Definately get a regulator and a water trap. And lots of companies make "quick disconnect" fittings for your airbrush - Amazon has tons of them. As an example, see:
https://www.amazon.com/Master-Airbrush-Release-Disconnect-Connections/dp/B001MKGOUM
Search for your airbrush brand, and you'll find it.
Also, there are tons of great scribers out there.
https://www.amazon.com/Squadron-Products-SQ10202-Scribing-Tool/dp/B000GKWE1C
And JLC makes an AWESOME little razor saw that's fantastic for scribing and cutting.
http://www.umm-usa.com/catalog/tools_JLCsaw002.html
I bought mine years ago, with a bunch of spare blades - but I'm still using the first blade. The thing is super value for money - and very useful. Go have a look at Micromark's website for tools and materials....you'll drive yourself nuts!
http://www.micromark.com/mini-hand-tools?gclid=COSO1Zbe_9QCFQ94fgodTz0KdA
Like I said, mate - got a question? Just ask. Funny thing about modelers - I've never, ever asked a question from a modeler (even trophy winners at model contests) who will refuse to answer the question "how did you do THAT!!??" We're all a pretty generous bunch....living vicariously and enjoying seeing other people having fun.
Enjoy, mate. And thanks for the pics of your X-1! That was cool.
Thanks a lot guys!
leemitcheltree - Thanks for the recommendations and links! I like this forum compared to some of my other collecting forums for my other hobby. Here artists are friendly and always willing to share ideas and tips. In the militaria collecting world it's full of massive egos, crooks, and all sorts of shady people. We're talking about people that take a military helmet, weather and camoflauge it and sell it for thousands of dollars to other collectors. Not everyone of course, but a lot of people. I kind of like these model minded folks a little better haha...

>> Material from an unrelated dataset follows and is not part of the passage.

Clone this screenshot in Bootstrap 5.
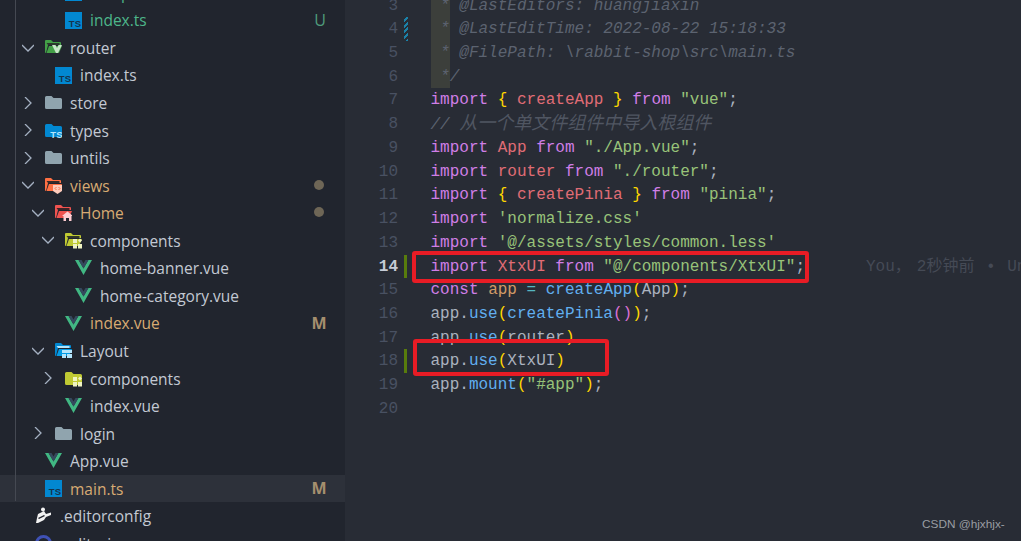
<!DOCTYPE html>
<html lang="en">
<head>
<meta charset="utf-8">
<title>main.ts</title>
<link href="https://cdn.jsdelivr.net/npm/bootstrap@5.3.0/dist/css/bootstrap.min.css" rel="stylesheet">
<style>
html,body{height:541px;overflow:hidden;background:#282c35}
.ide{height:541px;position:relative;overflow:hidden}
.side{width:345px;flex:none;background:#21252e;overflow:hidden;position:relative;font-family:"Open Sans","Noto Sans",sans-serif;font-size:15.5px}
.tree{margin-top:-21.3px}
.rw{height:27.55px;color:#c3c9d3;white-space:nowrap;position:relative}
.rw>span:first-of-type{padding-top:2px}
.rw.cur{background:#2d313a}
.rw.mod{color:#d8ab73}
.rw.new{color:#4db68a}
.d-1{padding-left:35px}.d0{padding-left:45px}.d1{padding-left:55px}.d2{padding-left:65px}.d3{padding-left:75px}
.fic{width:17px;height:17px;flex:none;margin-right:8px}
.chv{width:12px;height:12px;flex:none;position:absolute;margin-left:-23px;fill:none;stroke:#a4b0c1;stroke-width:1.3}
.tag{position:absolute;left:311px;width:16px;text-align:center;font-weight:700;font-size:16px}
.tag.m{color:#a58f6e}.tag.u{color:#4f9c7c;font-weight:400;left:312px}
.dotm{position:absolute;left:314px;width:10px;height:10px;border-radius:50%;background:#6e6656;margin-top:-1px}
.guide{position:absolute;left:15px;top:0;width:1px;height:501px;background:#454952;z-index:2}
.edit{flex:1;min-width:0;overflow:hidden;font-family:"Liberation Mono",monospace;font-size:16px;color:#abb2bf}
.code{margin-top:-6.4px}
.ln{height:23.72px;line-height:24.7px;white-space:pre}
.nm{width:53px;text-align:right;color:#495162;flex:none}
.ln.act .nm{color:#c6ccd7;font-weight:700}
.mk{width:32.5px;flex:none;padding-left:6px;height:23.72px}
.mk i{display:block;width:4px;height:100%}
.mk i.g{background:#587c0c;width:3px}
.mk i.h{background:repeating-linear-gradient(-45deg,#1b81a8 0 2px,#282c35 2px 4px)}
.k{color:#d07ee6}.v{color:#e06c75}.s{color:#98c379}.c{color:#5c6370;font-style:italic}.b{color:#ffd700}.p{color:#da70d6}.f{color:#61afef}.o{color:#d19a66}.q{color:#56b6c2}
.gd{background:#3c3f3b;display:inline-block;height:23.72px;vertical-align:top}
.cj{font-family:"Noto Sans CJK SC",sans-serif;font-size:18px;font-style:italic;line-height:1;color:#505662}
.ghost{color:#454a55;margin-left:61px}
.ghost .cj{font-style:normal;font-size:16px;color:#454a55}
.ghost .wide{padding-right:6px}
.ghost .sep{padding:0 2px}
.rbox{position:absolute;border:4px solid #e81c25;border-radius:3px}
.rb1{left:412px;top:251px;width:397px;height:32px}
.rb2{left:413px;top:339px;width:196px;height:37px}
.wm{position:absolute;left:922px;top:517px;font:11.8px "Liberation Sans",sans-serif;color:#9a9da3}
</style>
</head>
<body>
<svg width="0" height="0" class="position-absolute">
<defs>
<symbol id="ts" viewBox="0 0 17 17"><rect width="17" height="17" fill="#0288d1"/><text x="16" y="15" text-anchor="end" font-family="Liberation Sans" font-weight="700" font-size="9.5" fill="#14344d">TS</text></symbol>
<symbol id="vue" viewBox="0 0 17 17"><path d="M0 1h3.6L8.5 9.6 13.4 1H17L8.5 16z" fill="#41b883"/><path d="M3.6 1h2.9l2 3.6 2-3.6h2.9L8.5 9.6z" fill="#35495e"/></symbol>
<symbol id="fg" viewBox="0 0 17 17"><path d="M1.5 2h5l2 2h7A1.5 1.5 0 0 1 17 5.500v8A1.500 1.500 0 0 1 15.500 15h-14A1.500 1.500 0 0 1 0 13.500v-10A1.500 1.500 0 0 1 1.500 2z" fill="#90a4ae"/></symbol>
</defs>
</svg>
<div class="ide d-flex">
  <aside class="side">
    <div class="guide"></div>
    <div class="tree">
      <div class="rw new d-flex align-items-center d2"><svg class="fic"><use href="#ts"/></svg><span>comp</span></div>
      <div class="rw new d-flex align-items-center d2"><svg class="fic"><use href="#ts"/></svg><span>index.ts</span><span class="tag u">U</span></div>
      <div class="rw d-flex align-items-center d0"><svg class="chv" viewBox="0 0 12 12"><path d="M0 3l6 6 6-6"/></svg><svg class="fic" viewBox="0 0 17 17"><path d="M1 1h5l2 2h7a1 1 0 0 1 1 1v2H3L1 14a1 1 0 0 1-1-1V2a1 1 0 0 1 1-1z" fill="#43a047"/><path d="M1.500 4h13v2H3z" fill="#2b3a2c"/><path d="M4 7h13l-3 7H1.500z" fill="#43a047"/><path d="M7 6h3.500l1.500 3 1.500-3H17l-4 8h-2z" fill="#c8e6c9"/></svg><span>router</span></div>
      <div class="rw d-flex align-items-center d1"><svg class="fic"><use href="#ts"/></svg><span>index.ts</span></div>
      <div class="rw d-flex align-items-center d0"><svg class="chv" viewBox="0 0 12 12"><path d="M3 0l6 6-6 6"/></svg><svg class="fic"><use href="#fg"/></svg><span>store</span></div>
      <div class="rw d-flex align-items-center d0"><svg class="chv" viewBox="0 0 12 12"><path d="M3 0l6 6-6 6"/></svg><svg class="fic" viewBox="0 0 17 17"><path d="M1.500 2h5l2 2h7A1.500 1.500 0 0 1 17 5.500v8A1.500 1.500 0 0 1 15.500 15h-14A1.500 1.500 0 0 1 0 13.500v-10A1.500 1.500 0 0 1 1.500 2z" fill="#0288d1"/><text x="17.500" y="16" text-anchor="end" font-family="Liberation Sans" font-weight="700" font-size="9.500" fill="#b3e5fc">TS</text></svg><span>types</span></div>
      <div class="rw d-flex align-items-center d0"><svg class="chv" viewBox="0 0 12 12"><path d="M3 0l6 6-6 6"/></svg><svg class="fic"><use href="#fg"/></svg><span>untils</span></div>
      <div class="rw mod d-flex align-items-center d0"><svg class="chv" viewBox="0 0 12 12"><path d="M0 3l6 6 6-6"/></svg><svg class="fic" viewBox="0 0 17 17"><path d="M1 1h5l2 2h7a1 1 0 0 1 1 1v2H3L1 14a1 1 0 0 1-1-1V2a1 1 0 0 1 1-1z" fill="#ff7043"/><path d="M1.500 4h13v2H3z" fill="#3a2c28"/><path d="M4 7h13l-3 7H1.500z" fill="#ff7043"/><path d="M8 8h9v6l-4.500 3L8 14z" fill="#ffccbc"/><path d="M11.500 10l-1.500 1.500 1.500 1.500M13.500 10l1.500 1.500-1.500 1.500" fill="none" stroke="#ff7043"/></svg><span>views</span><span class="dotm"></span></div>
      <div class="rw mod d-flex align-items-center d1"><svg class="chv" viewBox="0 0 12 12"><path d="M0 3l6 6 6-6"/></svg><svg class="fic" viewBox="0 0 17 17"><path d="M1 1h5l2 2h7a1 1 0 0 1 1 1v2H3L1 14a1 1 0 0 1-1-1V2a1 1 0 0 1 1-1z" fill="#ef5350"/><path d="M1.500 4h13v2H3z" fill="#3a2528"/><path d="M4 7h13l-3 7H1.500z" fill="#ef5350"/><path d="M12.500 7.500L18 12h-1.500v5h-2.500v-3h-3v3H8.500v-5H7z" fill="#ffcdd2"/></svg><span>Home</span><span class="dotm"></span></div>
      <div class="rw d-flex align-items-center d2"><svg class="chv" viewBox="0 0 12 12"><path d="M0 3l6 6 6-6"/></svg><svg class="fic" viewBox="0 0 17 17"><path d="M1 1h5l2 2h7a1 1 0 0 1 1 1v2H3L1 14a1 1 0 0 1-1-1V2a1 1 0 0 1 1-1z" fill="#c0ca33"/><path d="M1.500 4h13v2H3z" fill="#333826"/><path d="M4 7h13l-3 7H1.500z" fill="#c0ca33"/><rect x="8" y="7" width="4" height="4" fill="#f0f4c3"/><path d="M15 6.500l2 2-2 2-2-2z" fill="#f0f4c3"/><rect x="8" y="12" width="4" height="4.500" fill="#f0f4c3"/><rect x="13" y="12" width="4" height="4.500" fill="#f0f4c3"/></svg><span>components</span></div>
      <div class="rw d-flex align-items-center d3"><svg class="fic"><use href="#vue"/></svg><span>home-banner.vue</span></div>
      <div class="rw d-flex align-items-center d3"><svg class="fic"><use href="#vue"/></svg><span>home-category.vue</span></div>
      <div class="rw mod d-flex align-items-center d2"><svg class="fic"><use href="#vue"/></svg><span>index.vue</span><span class="tag m">M</span></div>
      <div class="rw d-flex align-items-center d1"><svg class="chv" viewBox="0 0 12 12"><path d="M0 3l6 6 6-6"/></svg><svg class="fic" viewBox="0 0 17 17"><path d="M1 1h5l2 2h7a1 1 0 0 1 1 1v2H3L1 14a1 1 0 0 1-1-1V2a1 1 0 0 1 1-1z" fill="#0288d1"/><path d="M1.500 4h13v2H3z" fill="#b3e5fc"/><path d="M4 7h13l-3 7H1.500z" fill="#039be5"/><rect x="7" y="8" width="10" height="3" fill="#b3e5fc"/><rect x="7" y="12" width="4" height="4" fill="#b3e5fc"/><rect x="12" y="12" width="5" height="4" fill="#b3e5fc"/></svg><span>Layout</span></div>
      <div class="rw d-flex align-items-center d2"><svg class="chv" viewBox="0 0 12 12"><path d="M3 0l6 6-6 6"/></svg><svg class="fic" viewBox="0 0 17 17"><path d="M1.500 2h5l2 2h7A1.500 1.500 0 0 1 17 5.500v8A1.500 1.500 0 0 1 15.500 15h-14A1.500 1.500 0 0 1 0 13.500v-10A1.500 1.500 0 0 1 1.500 2z" fill="#c0ca33"/><rect x="8" y="7" width="4" height="4" fill="#f0f4c3"/><path d="M15 6.500l2 2-2 2-2-2z" fill="#f0f4c3"/><rect x="8" y="12" width="4" height="4.500" fill="#f0f4c3"/><rect x="13" y="12" width="4" height="4.500" fill="#f0f4c3"/></svg><span>components</span></div>
      <div class="rw d-flex align-items-center d2"><svg class="fic"><use href="#vue"/></svg><span>index.vue</span></div>
      <div class="rw d-flex align-items-center d1"><svg class="chv" viewBox="0 0 12 12"><path d="M3 0l6 6-6 6"/></svg><svg class="fic"><use href="#fg"/></svg><span>login</span></div>
      <div class="rw d-flex align-items-center d0"><svg class="fic"><use href="#vue"/></svg><span>App.vue</span></div>
      <div class="rw cur mod d-flex align-items-center d0"><svg class="fic"><use href="#ts"/></svg><span>main.ts</span><span class="tag m">M</span></div>
      <div class="rw d-flex align-items-center d-1"><svg class="fic" viewBox="0 0 17 17"><circle cx="8" cy="2.500" r="2" fill="#f2f2f2"/><path d="M3 7l6-3 2 3 5-1.500V8l-5 2-2 3-6 3H1l1-5z" fill="#f2f2f2"/><path d="M3 11l6-3 1 1-6 3z" fill="#21252e"/></svg><span>.editorconfig</span></div>
      <div class="rw d-flex align-items-center d-1"><svg class="fic" viewBox="0 0 17 17"><circle cx="8.500" cy="8.500" r="7" fill="none" stroke="#3f51b5" stroke-width="3"/></svg><span>.editorignore</span></div>
    </div>
  </aside>
  <main class="edit">
    <div class="code">
      <div class="ln d-flex"><span class="nm">3</span><span class="mk"></span><span><span class="c"><span class="gd"> *</span> @LastEditors: huangjiaxin</span></span></div>
      <div class="ln d-flex"><span class="nm">4</span><span class="mk"><i class="h"></i></span><span><span class="c"><span class="gd"> *</span> @LastEditTime: 2022-08-22 15:18:33</span></span></div>
      <div class="ln d-flex"><span class="nm">5</span><span class="mk"></span><span><span class="c"><span class="gd"> *</span> @FilePath: \rabbit-shop\src\main.ts</span></span></div>
      <div class="ln d-flex"><span class="nm">6</span><span class="mk"></span><span><span class="c"><span class="gd"> *</span>/</span></span></div>
      <div class="ln d-flex"><span class="nm">7</span><span class="mk"></span><span><span class="k">import</span> <span class="b">{</span> <span class="v">createApp</span> <span class="b">}</span> <span class="k">from</span> <span class="s">"vue"</span>;</span></div>
      <div class="ln d-flex"><span class="nm">8</span><span class="mk"></span><span class="c">// <span class="cj">从一个单文件组件中导入根组件</span></span></div>
      <div class="ln d-flex"><span class="nm">9</span><span class="mk"></span><span><span class="k">import</span> <span class="v">App</span> <span class="k">from</span> <span class="s">"./App.vue"</span>;</span></div>
      <div class="ln d-flex"><span class="nm">10</span><span class="mk"></span><span><span class="k">import</span> <span class="v">router</span> <span class="k">from</span> <span class="s">"./router"</span>;</span></div>
      <div class="ln d-flex"><span class="nm">11</span><span class="mk"></span><span><span class="k">import</span> <span class="b">{</span> <span class="v">createPinia</span> <span class="b">}</span> <span class="k">from</span> <span class="s">"pinia"</span>;</span></div>
      <div class="ln d-flex"><span class="nm">12</span><span class="mk"></span><span><span class="k">import</span> <span class="s">'normalize.css'</span></span></div>
      <div class="ln d-flex"><span class="nm">13</span><span class="mk"></span><span><span class="k">import</span> <span class="s">'@/assets/styles/common.less'</span></span></div>
      <div class="ln act d-flex"><span class="nm">14</span><span class="mk"><i class="g"></i></span><span><span class="k">import</span> <span class="v">XtxUI</span> <span class="k">from</span> <span class="s">"@/components/XtxUI"</span>;<span class="ghost">You<span class="cj wide">，</span>2<span class="cj">秒钟前</span><span class="sep"> • </span>Un</span></span></div>
      <div class="ln d-flex"><span class="nm">15</span><span class="mk"></span><span><span class="k">const</span> <span class="o">app</span> <span class="q">=</span> <span class="f">createApp</span><span class="b">(</span>App<span class="b">)</span>;</span></div>
      <div class="ln d-flex"><span class="nm">16</span><span class="mk"></span><span>app.<span class="f">use</span><span class="b">(</span><span class="f">createPinia</span><span class="p">()</span><span class="b">)</span>;</span></div>
      <div class="ln d-flex"><span class="nm">17</span><span class="mk"></span><span>app.<span class="f">use</span><span class="b">(</span>router<span class="b">)</span></span></div>
      <div class="ln d-flex"><span class="nm">18</span><span class="mk"><i class="g"></i></span><span>app.<span class="f">use</span><span class="b">(</span>XtxUI<span class="b">)</span></span></div>
      <div class="ln d-flex"><span class="nm">19</span><span class="mk"></span><span>app.<span class="f">mount</span><span class="b">(</span><span class="s">"#app"</span><span class="b">)</span>;</span></div>
      <div class="ln d-flex"><span class="nm">20</span><span class="mk"></span><span></span></div>
    </div>
  </main>
  <div class="rbox rb1"></div>
  <div class="rbox rb2"></div>
  <div class="wm">CSDN @hjxhjx-</div>
</div>
<script src="https://cdn.jsdelivr.net/npm/bootstrap@5.3.0/dist/js/bootstrap.bundle.min.js"></script>
</body>
</html>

You did a great job and it looks great.
Go to Harbor Freight and get yourself a moisture trap for under $10. And the best stand/holder I can recommend is a plain wire hanger. It can be twisted and shaped into any form. I have several and boy do they come in handy.
As fermis said about white under red, same thing for yellow colors. The white cuts down the number of coats to spray with these two colors and produces a deeper shade. If you want a weathered look for yellow then shoot light tan first which changes the tone.
Very true what you said about the helmets and the same thing goes for German sniper rigs. Currently there are more German WWII "matching" K-98 sniper rigs floating around than actual ones made back then. Some of these jokers want $8K to $10K for these counterfeit rigs.
Too many models to build, not enough time in a lifetime!!
That turned out great!
A moisture trap makes a world of difference, especially in this humid weather. My compressor has a built in trap but I found I needed an inline trap to stop the spattering. Well worth the under $10 investment.